__WRITTEN INSTRUCTION__. List each line of the data that holds the string "using".

__RECORD LIST__.
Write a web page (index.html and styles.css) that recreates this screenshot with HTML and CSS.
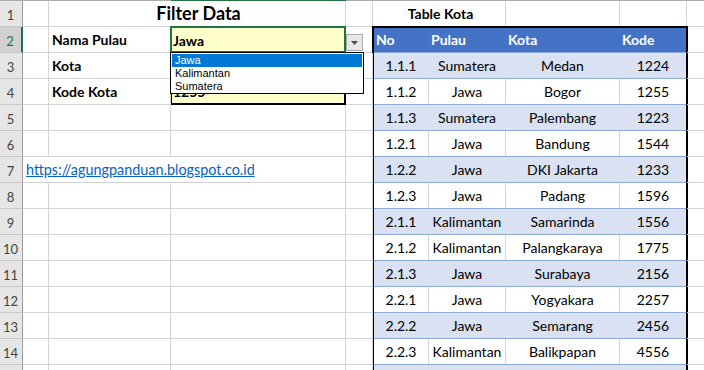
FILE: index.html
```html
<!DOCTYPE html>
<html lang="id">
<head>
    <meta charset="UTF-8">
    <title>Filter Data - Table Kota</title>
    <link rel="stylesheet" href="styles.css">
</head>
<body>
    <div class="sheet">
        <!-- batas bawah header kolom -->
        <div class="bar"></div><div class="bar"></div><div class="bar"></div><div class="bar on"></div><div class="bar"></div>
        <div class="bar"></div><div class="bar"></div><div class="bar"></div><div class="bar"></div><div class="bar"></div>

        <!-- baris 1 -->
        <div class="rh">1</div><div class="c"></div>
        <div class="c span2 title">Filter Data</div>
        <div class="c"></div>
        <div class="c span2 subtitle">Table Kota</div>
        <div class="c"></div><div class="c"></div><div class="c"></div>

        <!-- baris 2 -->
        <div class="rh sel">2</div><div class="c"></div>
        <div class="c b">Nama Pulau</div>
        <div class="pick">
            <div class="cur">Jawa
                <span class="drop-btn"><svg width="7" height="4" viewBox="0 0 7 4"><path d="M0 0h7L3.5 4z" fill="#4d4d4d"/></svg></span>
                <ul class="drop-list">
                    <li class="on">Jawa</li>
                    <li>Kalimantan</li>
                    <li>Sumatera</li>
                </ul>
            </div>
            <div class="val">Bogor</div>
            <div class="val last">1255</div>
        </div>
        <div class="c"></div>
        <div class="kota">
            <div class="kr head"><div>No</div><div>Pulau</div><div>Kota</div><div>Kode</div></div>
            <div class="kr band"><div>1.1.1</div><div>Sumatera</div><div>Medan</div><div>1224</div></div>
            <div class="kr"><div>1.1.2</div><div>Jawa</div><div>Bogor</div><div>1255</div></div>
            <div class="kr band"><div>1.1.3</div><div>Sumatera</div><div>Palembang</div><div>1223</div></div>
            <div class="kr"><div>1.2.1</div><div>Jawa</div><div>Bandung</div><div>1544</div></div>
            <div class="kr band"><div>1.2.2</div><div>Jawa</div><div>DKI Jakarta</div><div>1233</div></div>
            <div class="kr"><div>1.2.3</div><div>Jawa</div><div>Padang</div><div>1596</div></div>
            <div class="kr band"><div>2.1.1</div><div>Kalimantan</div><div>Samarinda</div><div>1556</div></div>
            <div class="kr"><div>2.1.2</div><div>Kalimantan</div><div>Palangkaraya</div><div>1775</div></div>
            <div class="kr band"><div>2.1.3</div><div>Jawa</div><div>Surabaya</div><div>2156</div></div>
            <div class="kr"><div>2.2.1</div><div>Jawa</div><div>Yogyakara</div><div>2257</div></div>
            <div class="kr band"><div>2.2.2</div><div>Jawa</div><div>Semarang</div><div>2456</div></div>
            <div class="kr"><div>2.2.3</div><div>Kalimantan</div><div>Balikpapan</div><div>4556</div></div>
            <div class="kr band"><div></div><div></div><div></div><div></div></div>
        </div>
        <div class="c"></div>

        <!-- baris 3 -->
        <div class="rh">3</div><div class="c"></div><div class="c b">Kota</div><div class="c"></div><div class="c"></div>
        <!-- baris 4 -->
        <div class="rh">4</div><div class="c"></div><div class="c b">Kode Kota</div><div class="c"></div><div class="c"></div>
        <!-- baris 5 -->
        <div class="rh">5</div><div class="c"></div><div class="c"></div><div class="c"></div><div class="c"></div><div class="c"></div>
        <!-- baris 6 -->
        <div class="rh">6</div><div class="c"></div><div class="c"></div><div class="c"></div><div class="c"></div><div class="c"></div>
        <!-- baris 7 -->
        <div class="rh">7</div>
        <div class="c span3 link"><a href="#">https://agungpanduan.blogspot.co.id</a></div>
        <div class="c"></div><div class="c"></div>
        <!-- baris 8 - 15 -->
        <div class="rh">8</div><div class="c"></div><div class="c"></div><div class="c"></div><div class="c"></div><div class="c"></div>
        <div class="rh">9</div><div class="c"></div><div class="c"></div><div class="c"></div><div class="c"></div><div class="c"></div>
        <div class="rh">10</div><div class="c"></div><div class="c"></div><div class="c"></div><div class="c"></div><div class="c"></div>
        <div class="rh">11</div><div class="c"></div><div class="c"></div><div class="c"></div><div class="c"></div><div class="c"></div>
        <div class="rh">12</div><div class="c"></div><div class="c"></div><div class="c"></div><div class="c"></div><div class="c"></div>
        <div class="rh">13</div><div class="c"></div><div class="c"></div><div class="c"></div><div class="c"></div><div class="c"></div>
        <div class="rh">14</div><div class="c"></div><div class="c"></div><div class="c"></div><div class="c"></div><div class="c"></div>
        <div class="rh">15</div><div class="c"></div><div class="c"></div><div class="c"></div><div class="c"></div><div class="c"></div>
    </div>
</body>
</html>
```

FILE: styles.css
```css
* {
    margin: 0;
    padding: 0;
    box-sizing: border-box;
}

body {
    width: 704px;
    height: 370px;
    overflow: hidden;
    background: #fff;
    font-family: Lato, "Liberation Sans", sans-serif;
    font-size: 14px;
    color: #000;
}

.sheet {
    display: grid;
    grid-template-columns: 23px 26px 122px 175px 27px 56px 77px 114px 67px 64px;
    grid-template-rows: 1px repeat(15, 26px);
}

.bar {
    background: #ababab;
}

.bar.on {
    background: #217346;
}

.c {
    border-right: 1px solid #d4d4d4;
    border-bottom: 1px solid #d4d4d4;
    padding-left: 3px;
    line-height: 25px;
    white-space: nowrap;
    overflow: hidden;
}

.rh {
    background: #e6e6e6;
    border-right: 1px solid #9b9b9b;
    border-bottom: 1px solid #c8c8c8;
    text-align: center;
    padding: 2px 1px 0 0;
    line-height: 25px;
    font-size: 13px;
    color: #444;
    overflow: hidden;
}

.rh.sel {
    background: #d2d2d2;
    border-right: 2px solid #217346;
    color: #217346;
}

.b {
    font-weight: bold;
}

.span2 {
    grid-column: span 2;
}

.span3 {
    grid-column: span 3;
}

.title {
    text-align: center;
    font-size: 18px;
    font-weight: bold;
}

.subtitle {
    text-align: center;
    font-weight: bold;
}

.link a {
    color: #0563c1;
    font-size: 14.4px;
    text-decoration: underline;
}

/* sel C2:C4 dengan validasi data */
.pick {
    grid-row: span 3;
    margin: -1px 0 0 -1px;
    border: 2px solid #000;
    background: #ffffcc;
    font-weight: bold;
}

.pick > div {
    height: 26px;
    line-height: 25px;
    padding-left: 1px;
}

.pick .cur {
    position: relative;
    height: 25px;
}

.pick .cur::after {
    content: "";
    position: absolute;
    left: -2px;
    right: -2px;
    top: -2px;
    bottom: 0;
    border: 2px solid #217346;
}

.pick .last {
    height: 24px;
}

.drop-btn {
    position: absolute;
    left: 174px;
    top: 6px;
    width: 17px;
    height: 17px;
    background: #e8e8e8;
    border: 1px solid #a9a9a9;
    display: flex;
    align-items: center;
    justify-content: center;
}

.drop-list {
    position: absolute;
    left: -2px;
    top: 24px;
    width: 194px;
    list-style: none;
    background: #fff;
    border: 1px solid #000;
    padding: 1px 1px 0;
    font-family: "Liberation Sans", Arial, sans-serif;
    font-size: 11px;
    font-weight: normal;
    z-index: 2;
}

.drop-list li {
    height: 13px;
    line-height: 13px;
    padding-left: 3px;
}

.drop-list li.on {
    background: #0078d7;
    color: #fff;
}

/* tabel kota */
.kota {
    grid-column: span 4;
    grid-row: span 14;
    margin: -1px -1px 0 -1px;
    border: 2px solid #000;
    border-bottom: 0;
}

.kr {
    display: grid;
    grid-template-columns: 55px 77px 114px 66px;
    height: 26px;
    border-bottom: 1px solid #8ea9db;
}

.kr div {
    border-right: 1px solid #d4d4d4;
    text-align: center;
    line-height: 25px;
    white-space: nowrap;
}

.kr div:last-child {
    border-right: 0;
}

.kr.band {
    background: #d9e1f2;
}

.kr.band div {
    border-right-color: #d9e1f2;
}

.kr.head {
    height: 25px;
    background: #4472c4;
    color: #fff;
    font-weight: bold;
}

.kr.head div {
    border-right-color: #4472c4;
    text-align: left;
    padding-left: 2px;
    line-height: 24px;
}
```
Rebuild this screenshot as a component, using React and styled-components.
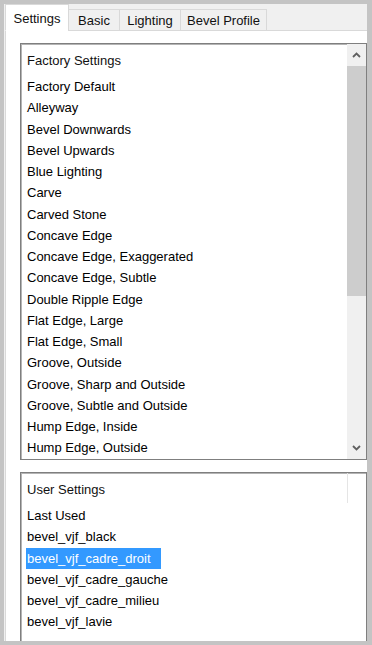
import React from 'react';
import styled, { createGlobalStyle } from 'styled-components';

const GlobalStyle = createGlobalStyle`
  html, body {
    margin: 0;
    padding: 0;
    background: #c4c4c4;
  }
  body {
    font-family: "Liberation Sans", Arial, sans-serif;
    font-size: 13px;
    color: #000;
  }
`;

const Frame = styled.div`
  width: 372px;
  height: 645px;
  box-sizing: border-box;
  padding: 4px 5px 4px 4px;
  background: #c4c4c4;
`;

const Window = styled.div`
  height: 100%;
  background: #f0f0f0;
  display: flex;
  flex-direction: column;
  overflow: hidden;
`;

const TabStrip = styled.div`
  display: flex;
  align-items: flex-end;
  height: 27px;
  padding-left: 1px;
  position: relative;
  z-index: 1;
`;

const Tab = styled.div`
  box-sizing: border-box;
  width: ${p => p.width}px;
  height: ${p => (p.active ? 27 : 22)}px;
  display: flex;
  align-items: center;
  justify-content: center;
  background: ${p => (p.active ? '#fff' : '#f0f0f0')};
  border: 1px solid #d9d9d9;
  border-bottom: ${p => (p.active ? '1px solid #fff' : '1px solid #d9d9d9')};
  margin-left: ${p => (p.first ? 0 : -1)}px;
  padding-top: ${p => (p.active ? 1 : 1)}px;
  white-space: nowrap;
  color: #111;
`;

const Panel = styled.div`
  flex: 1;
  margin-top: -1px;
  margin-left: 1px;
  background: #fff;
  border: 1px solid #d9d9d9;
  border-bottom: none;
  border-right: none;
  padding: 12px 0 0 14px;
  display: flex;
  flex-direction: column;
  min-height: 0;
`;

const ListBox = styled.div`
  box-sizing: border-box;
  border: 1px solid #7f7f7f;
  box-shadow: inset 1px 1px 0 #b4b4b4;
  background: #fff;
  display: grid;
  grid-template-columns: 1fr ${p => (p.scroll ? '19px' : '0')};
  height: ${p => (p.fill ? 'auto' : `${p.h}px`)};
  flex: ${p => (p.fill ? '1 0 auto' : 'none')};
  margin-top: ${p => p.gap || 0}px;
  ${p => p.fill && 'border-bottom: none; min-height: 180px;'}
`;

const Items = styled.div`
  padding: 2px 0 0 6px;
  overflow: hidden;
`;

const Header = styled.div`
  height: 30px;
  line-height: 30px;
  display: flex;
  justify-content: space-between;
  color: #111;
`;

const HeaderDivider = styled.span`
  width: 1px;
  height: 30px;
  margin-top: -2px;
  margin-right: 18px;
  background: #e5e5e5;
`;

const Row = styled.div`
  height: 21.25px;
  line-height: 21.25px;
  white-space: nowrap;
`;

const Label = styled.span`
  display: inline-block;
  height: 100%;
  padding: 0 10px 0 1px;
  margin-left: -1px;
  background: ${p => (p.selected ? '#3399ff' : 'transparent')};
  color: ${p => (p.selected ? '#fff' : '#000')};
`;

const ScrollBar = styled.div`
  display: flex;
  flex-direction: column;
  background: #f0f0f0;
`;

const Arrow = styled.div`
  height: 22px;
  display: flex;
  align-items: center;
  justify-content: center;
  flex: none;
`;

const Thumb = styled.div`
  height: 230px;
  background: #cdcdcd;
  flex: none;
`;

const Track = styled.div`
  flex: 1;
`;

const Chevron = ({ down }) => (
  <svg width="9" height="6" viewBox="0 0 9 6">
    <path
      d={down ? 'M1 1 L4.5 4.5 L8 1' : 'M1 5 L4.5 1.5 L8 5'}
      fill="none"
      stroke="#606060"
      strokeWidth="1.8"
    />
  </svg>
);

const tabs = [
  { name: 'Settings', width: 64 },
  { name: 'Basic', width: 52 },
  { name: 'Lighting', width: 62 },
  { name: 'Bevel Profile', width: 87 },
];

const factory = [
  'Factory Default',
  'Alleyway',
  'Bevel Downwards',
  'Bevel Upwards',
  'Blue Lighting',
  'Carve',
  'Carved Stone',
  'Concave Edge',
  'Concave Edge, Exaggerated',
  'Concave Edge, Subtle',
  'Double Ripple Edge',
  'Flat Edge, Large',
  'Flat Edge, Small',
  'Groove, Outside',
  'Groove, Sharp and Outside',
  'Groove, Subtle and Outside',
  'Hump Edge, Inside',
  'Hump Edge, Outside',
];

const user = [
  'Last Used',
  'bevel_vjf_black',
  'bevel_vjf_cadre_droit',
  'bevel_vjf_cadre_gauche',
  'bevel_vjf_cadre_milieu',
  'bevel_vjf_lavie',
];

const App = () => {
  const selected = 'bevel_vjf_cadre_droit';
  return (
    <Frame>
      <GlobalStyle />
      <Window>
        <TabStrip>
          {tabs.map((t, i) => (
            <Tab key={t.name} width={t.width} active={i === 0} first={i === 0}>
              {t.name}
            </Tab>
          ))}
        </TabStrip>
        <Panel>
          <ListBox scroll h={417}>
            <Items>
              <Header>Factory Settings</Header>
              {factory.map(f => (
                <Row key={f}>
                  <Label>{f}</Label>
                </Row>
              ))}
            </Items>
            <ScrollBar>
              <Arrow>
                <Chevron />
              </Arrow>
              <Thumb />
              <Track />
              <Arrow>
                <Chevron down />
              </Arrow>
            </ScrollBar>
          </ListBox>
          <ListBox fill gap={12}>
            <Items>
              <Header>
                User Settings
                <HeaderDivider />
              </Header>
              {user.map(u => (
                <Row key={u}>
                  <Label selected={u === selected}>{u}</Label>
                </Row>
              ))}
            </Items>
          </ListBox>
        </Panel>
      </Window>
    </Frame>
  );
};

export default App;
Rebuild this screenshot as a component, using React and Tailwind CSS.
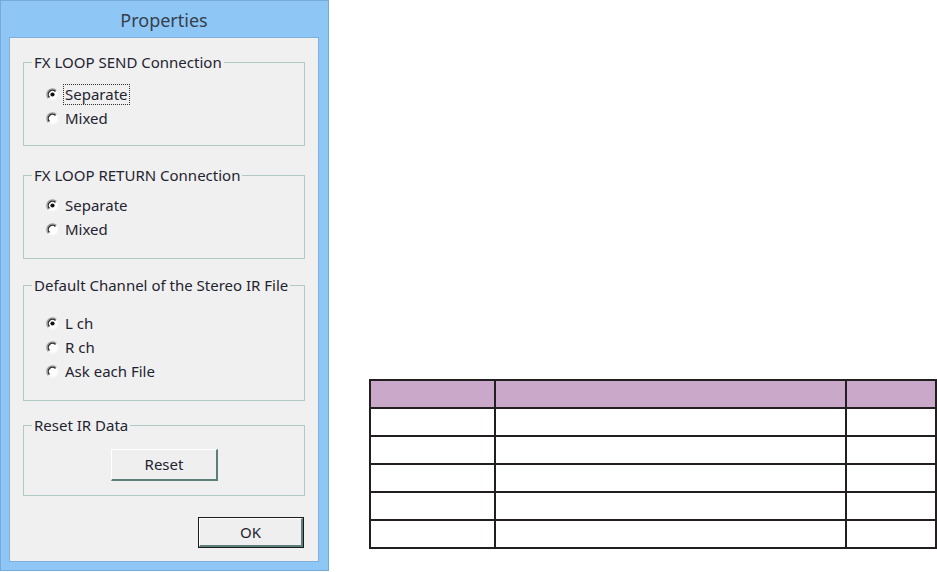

__RESPONSE__.
Rebuild this screenshot as a component, using React and styled-components.
Rebuild this screenshot as a component, using React and Tailwind CSS.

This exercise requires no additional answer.